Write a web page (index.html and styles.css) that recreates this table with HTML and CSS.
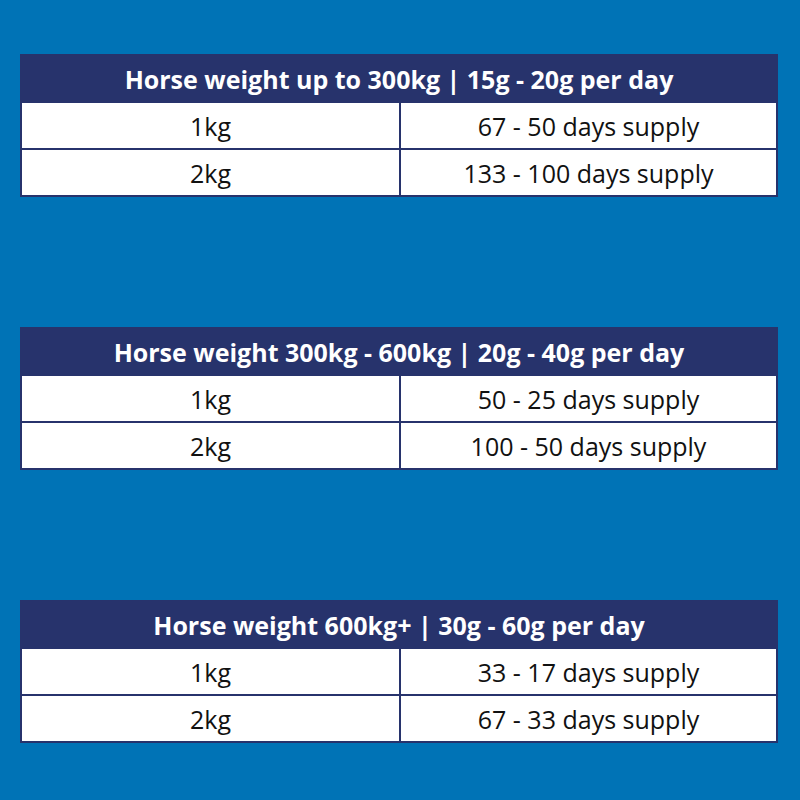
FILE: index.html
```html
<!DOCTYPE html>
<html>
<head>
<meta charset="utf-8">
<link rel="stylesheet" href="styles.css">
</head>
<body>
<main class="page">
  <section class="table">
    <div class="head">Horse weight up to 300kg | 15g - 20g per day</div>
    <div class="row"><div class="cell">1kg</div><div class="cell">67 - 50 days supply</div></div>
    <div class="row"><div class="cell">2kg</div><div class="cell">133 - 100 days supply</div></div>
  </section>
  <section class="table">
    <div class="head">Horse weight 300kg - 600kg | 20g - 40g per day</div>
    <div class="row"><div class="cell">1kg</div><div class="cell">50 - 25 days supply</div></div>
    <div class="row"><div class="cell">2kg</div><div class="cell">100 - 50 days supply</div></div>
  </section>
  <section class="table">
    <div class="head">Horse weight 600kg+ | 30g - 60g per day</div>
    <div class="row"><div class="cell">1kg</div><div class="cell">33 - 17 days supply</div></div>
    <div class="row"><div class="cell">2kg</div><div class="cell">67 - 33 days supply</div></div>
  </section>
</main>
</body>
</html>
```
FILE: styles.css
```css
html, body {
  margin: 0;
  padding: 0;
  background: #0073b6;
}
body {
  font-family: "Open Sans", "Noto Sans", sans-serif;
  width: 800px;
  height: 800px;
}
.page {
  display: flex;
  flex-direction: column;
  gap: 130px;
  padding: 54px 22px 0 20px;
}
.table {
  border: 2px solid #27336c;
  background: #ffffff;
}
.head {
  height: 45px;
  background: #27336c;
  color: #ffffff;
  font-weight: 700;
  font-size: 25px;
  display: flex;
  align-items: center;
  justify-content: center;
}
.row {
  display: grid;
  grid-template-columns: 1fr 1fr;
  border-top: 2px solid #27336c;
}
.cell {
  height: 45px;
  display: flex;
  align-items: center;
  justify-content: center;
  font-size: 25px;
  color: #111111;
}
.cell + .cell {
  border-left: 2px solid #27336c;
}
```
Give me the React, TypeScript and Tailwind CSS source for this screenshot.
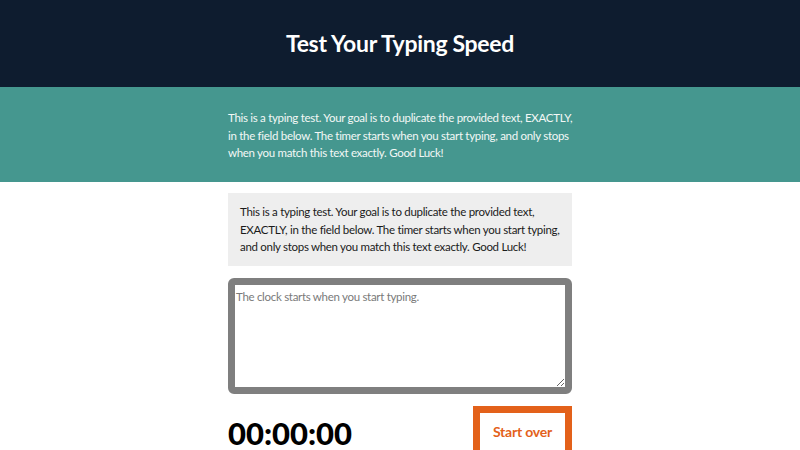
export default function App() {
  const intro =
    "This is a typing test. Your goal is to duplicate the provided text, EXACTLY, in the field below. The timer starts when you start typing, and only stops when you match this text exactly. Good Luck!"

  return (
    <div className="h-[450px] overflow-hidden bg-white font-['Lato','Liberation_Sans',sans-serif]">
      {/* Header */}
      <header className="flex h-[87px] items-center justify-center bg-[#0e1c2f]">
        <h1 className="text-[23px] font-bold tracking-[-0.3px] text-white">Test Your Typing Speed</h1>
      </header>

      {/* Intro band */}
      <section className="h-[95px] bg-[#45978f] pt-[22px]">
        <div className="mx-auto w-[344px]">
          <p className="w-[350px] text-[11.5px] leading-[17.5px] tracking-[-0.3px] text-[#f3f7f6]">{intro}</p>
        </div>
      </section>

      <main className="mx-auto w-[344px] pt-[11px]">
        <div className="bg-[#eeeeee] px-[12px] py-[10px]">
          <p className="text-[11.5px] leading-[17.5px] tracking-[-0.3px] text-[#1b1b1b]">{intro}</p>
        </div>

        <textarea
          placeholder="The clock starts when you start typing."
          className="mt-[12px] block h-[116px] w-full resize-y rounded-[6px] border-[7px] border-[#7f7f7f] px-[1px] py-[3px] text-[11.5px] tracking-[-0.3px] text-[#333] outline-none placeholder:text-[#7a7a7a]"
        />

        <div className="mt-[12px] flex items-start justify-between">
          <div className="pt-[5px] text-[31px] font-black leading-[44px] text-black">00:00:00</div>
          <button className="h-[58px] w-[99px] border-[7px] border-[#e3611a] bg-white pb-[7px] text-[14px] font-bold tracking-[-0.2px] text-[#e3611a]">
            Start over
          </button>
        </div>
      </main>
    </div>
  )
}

### PROMPT
Go through the entries above and count the lines containing the word "styles"; give only that count.

### PROBLEM SOLUTION
3